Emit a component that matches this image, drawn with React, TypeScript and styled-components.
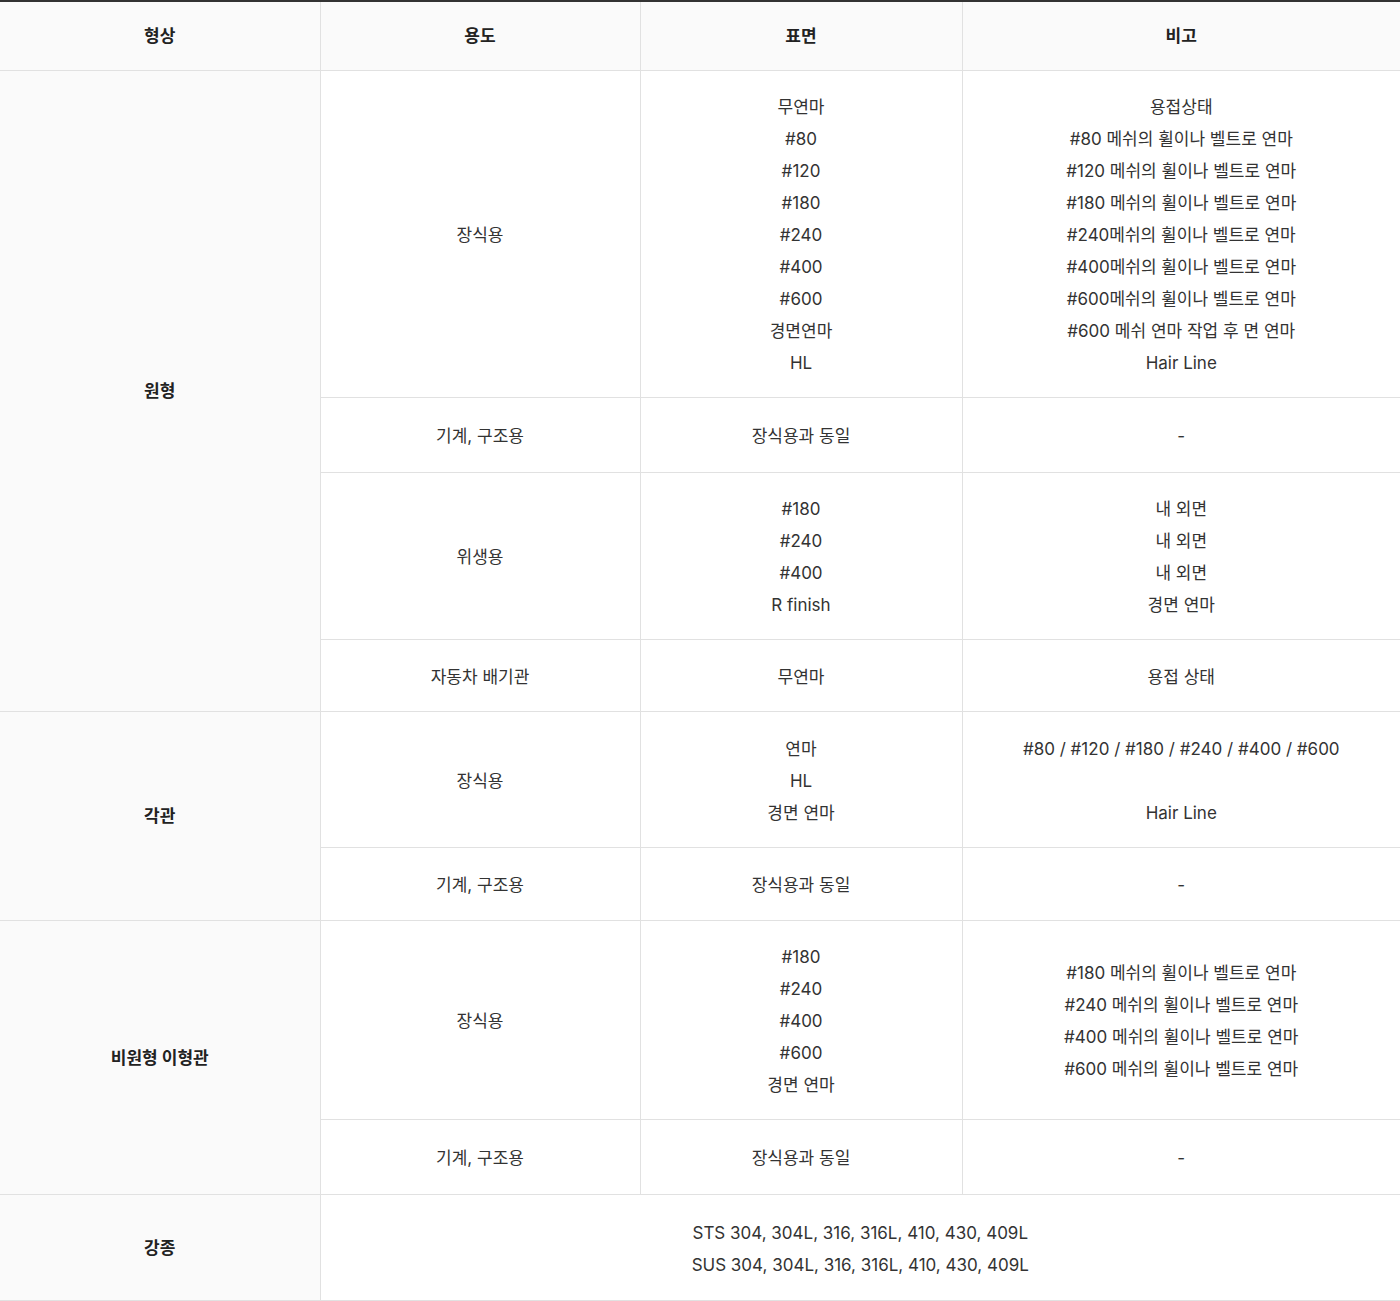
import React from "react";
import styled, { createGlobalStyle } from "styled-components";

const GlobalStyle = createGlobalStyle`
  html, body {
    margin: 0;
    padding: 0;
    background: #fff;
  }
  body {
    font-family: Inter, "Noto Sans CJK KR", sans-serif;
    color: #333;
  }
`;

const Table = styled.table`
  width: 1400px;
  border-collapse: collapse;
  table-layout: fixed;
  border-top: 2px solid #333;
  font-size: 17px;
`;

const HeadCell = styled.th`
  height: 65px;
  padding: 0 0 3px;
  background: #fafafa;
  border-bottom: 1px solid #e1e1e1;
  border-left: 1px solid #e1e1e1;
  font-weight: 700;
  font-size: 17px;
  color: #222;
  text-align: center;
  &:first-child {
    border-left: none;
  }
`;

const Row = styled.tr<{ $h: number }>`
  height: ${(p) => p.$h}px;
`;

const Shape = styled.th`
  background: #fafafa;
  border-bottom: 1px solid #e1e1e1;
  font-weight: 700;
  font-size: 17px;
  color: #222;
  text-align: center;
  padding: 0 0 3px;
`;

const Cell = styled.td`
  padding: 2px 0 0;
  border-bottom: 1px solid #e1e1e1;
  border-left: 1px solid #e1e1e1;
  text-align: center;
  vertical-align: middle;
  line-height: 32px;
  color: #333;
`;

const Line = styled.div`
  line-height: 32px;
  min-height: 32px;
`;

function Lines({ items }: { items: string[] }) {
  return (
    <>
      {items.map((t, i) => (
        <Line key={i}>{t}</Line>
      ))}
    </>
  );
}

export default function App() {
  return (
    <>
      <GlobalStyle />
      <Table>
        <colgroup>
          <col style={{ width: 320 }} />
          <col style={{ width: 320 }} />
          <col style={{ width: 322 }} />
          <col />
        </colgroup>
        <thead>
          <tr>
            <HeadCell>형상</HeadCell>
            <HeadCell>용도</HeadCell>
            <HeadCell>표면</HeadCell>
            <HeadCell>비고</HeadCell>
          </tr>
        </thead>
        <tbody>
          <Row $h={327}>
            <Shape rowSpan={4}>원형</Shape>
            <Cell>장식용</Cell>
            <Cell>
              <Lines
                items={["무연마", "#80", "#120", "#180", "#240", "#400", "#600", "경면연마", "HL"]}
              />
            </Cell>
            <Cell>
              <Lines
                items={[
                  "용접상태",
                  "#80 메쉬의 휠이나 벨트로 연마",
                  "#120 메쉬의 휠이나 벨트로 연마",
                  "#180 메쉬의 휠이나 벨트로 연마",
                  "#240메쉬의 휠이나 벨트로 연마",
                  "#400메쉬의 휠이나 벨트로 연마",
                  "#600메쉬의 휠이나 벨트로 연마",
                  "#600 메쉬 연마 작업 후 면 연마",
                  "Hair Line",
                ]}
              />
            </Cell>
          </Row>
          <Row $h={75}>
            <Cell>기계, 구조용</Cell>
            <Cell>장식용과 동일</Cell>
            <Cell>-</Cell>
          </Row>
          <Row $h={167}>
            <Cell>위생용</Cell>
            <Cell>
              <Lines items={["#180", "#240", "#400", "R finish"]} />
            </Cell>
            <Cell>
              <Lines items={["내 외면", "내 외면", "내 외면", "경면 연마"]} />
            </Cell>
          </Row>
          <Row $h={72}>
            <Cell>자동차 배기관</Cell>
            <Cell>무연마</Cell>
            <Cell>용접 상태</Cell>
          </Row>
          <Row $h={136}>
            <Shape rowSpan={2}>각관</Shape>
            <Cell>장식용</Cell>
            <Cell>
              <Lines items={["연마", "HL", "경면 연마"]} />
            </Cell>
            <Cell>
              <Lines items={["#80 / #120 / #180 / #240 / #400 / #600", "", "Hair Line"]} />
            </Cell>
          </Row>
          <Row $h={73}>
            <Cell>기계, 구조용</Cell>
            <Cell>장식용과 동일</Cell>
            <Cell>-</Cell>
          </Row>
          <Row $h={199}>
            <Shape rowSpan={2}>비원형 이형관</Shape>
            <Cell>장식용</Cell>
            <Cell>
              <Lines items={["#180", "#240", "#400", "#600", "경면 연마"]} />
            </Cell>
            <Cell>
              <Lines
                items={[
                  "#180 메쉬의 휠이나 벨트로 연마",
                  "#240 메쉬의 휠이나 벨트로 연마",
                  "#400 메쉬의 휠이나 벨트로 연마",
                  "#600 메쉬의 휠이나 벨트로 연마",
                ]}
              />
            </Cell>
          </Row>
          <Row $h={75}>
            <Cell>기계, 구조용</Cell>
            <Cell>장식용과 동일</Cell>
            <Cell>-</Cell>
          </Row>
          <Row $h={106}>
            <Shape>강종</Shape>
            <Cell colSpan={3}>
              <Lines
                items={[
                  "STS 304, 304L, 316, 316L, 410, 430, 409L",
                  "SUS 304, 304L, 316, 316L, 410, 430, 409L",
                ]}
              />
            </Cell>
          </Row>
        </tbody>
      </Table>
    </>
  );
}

+-------+

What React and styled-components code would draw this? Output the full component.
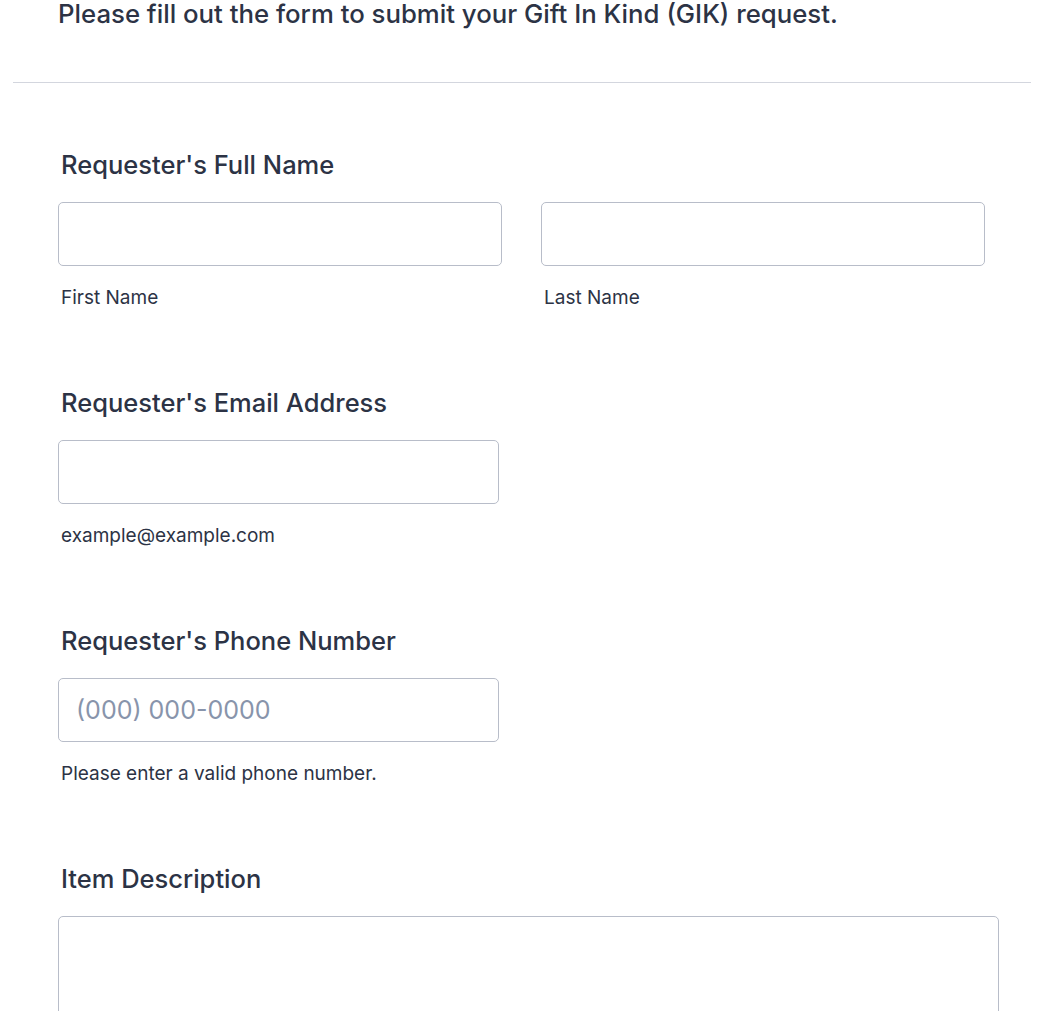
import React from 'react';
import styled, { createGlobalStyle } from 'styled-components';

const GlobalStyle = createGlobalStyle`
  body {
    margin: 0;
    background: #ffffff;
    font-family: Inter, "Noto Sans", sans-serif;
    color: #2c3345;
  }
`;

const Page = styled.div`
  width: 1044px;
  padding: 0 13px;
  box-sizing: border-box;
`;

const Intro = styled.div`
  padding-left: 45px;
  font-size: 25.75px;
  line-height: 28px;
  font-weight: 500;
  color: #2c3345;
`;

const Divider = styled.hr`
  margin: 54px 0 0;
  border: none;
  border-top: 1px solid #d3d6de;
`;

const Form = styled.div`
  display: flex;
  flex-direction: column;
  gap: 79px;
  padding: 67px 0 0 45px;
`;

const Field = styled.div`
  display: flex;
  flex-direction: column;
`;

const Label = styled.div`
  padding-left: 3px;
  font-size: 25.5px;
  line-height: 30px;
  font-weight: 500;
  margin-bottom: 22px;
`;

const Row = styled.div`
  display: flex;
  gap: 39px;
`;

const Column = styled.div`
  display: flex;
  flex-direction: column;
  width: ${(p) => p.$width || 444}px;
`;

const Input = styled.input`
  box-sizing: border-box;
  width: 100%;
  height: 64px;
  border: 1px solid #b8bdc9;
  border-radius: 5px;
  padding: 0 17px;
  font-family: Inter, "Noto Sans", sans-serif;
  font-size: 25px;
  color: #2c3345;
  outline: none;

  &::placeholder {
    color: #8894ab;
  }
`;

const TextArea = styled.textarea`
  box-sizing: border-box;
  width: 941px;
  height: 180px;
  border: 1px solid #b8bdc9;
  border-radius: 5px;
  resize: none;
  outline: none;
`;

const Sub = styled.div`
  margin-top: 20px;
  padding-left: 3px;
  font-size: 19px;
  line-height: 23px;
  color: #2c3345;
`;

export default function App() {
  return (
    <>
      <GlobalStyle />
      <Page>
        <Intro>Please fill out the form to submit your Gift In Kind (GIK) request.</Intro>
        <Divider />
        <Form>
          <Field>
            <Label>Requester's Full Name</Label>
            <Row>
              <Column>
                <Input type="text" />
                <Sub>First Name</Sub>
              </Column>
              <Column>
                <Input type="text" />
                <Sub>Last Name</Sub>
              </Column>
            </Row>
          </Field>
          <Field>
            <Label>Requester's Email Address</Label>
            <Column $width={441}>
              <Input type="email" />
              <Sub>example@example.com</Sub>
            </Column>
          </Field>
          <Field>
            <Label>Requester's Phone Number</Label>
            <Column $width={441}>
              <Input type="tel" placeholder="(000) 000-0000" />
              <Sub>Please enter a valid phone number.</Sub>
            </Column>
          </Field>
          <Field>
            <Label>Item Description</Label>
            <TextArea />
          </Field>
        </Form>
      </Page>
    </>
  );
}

+-------+

- _What the task asks_:
Return every line above in which the string "React" occurs.

- _Response below_:
Emit a component that matches this image, drawn with React, TypeScript and styled-components.
import React from "react";
What React and styled-components code would draw this? Output the full component.
import React from 'react';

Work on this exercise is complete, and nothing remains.